Wine is symbolical of the soul's evolution. Wine comes from the annihilation of grapes, immortality comes from the annihilation of self. The bowl of poison which is known in many mystical cults suggests also the idea of wine, but not a sweet wine, a bitter wine. When the self turns into something different from what it was before, it is like the soul being born again. This is seen in the grape turning into wine. The grape, by turning into wine, lives; as a grape it would have vanished in time.

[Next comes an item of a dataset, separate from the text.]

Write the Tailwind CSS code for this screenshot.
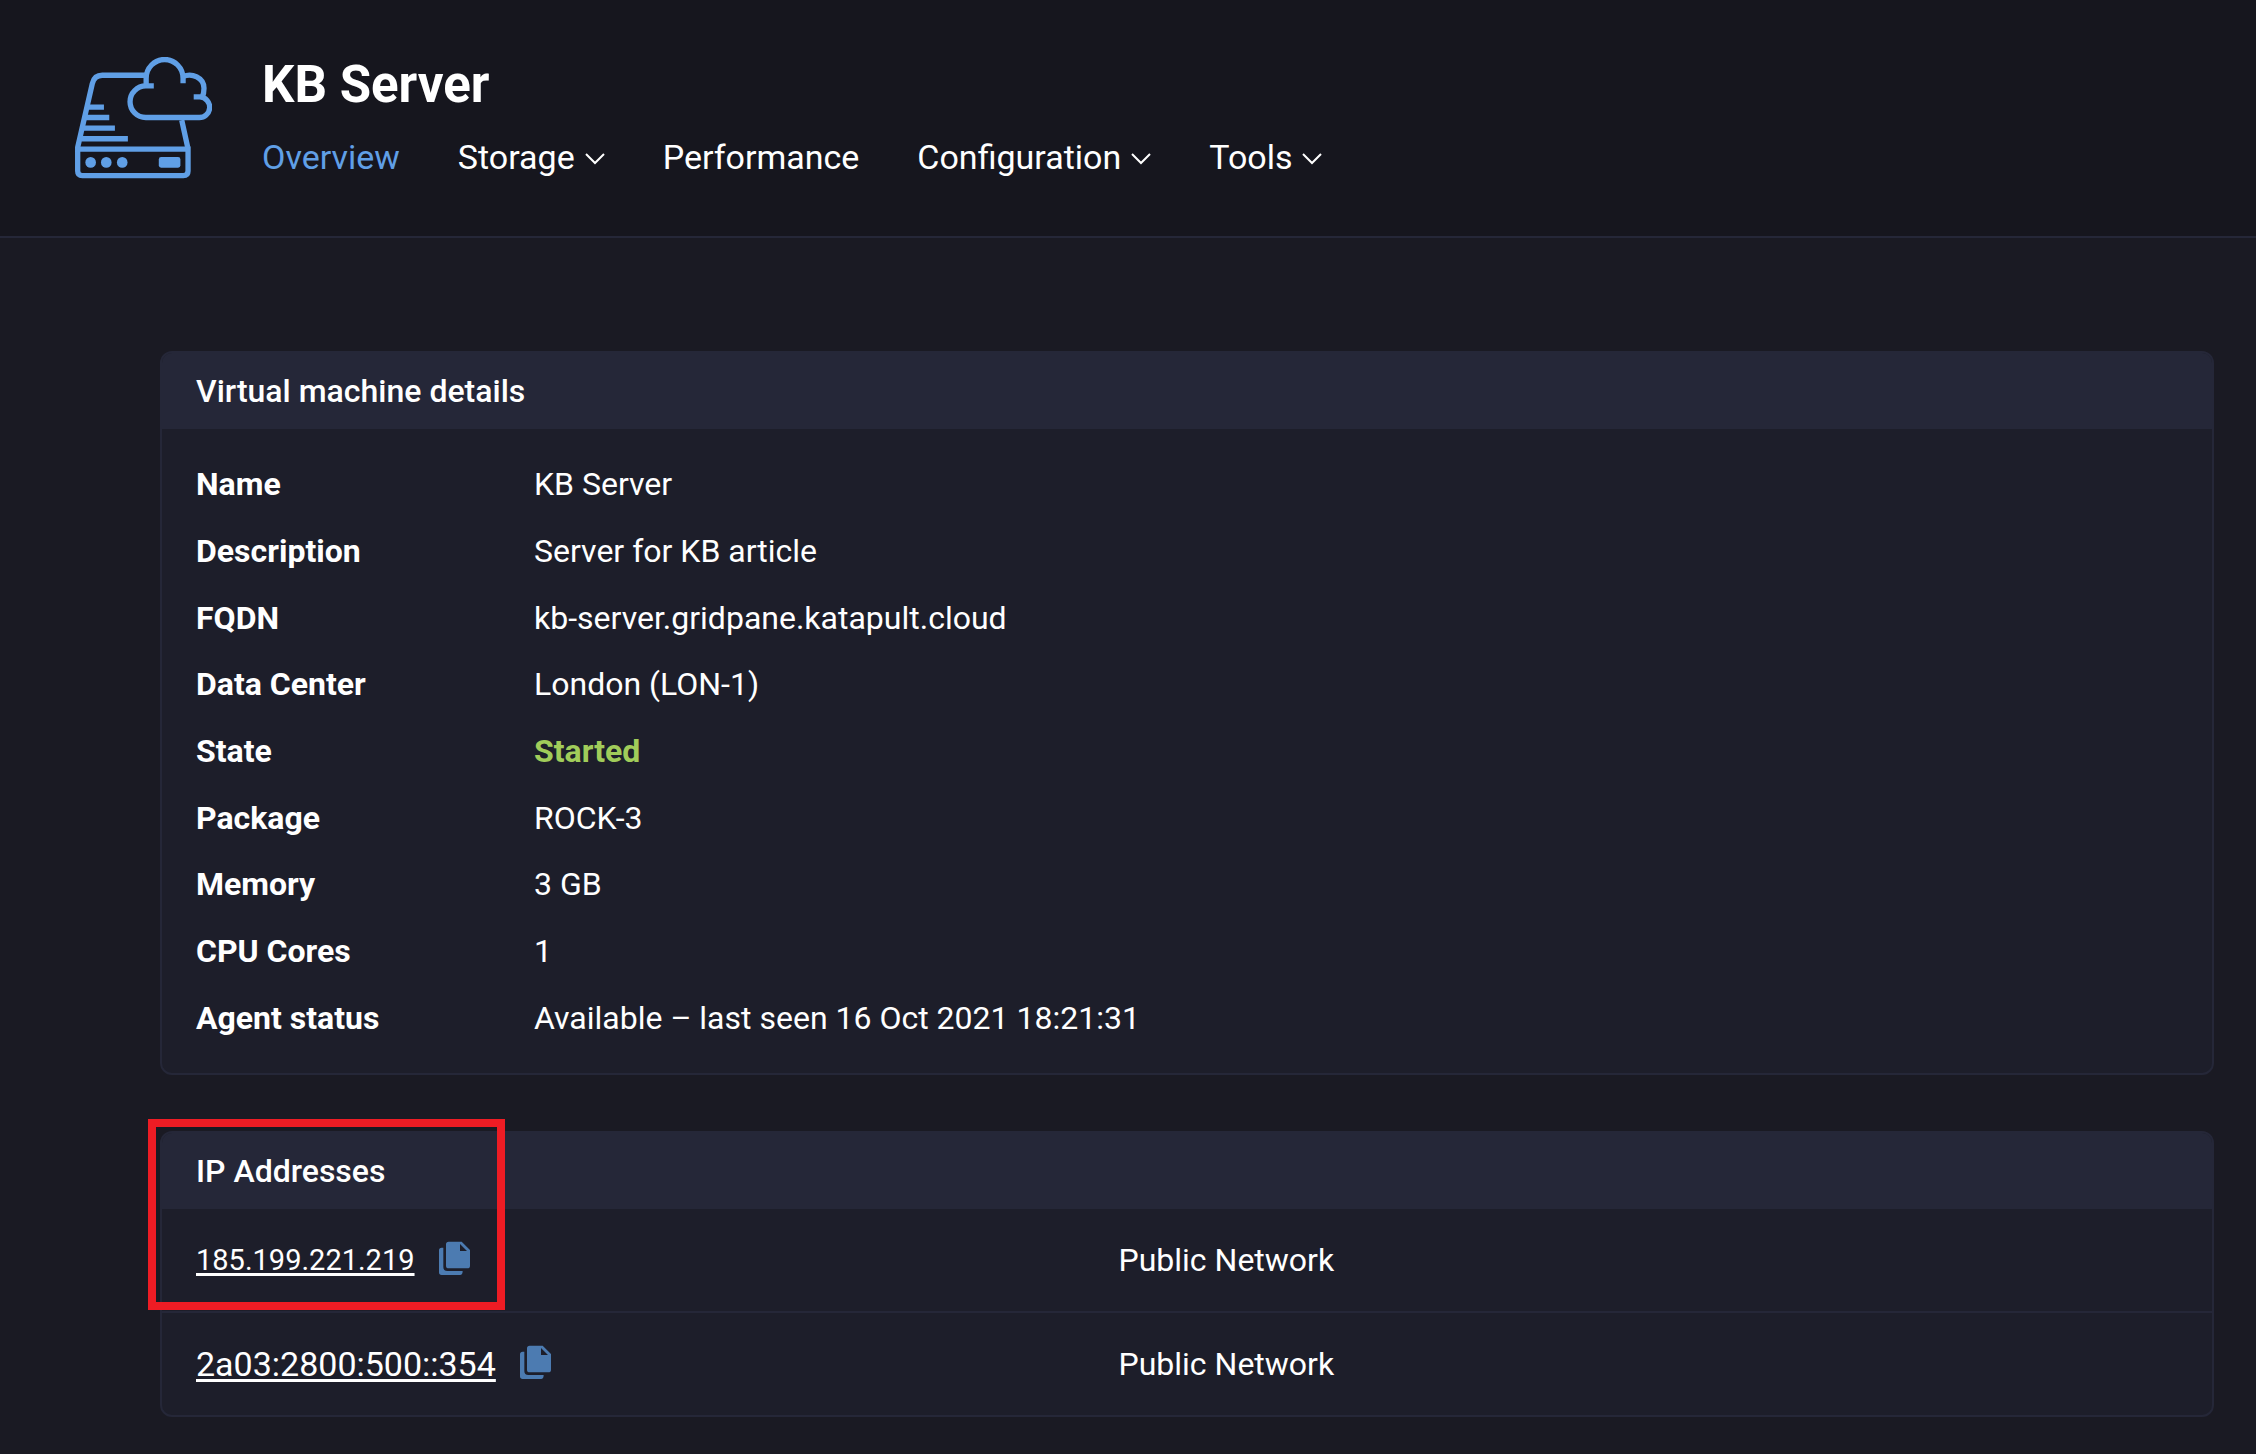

Only, by turning into wine, the grape loses its individuality, and yet not its life. The self-same grape lives as wine, and the longer it lives the better the wine becomes. For a Sufi, therefore, the true sacrament is the turning of one's own grape-like personality, which has a limited time to live, into wine, that nothing of one's self may be lost but, on the contrary, amplified, even perfected. This is the essence of all philosophy and the secret of mysticism.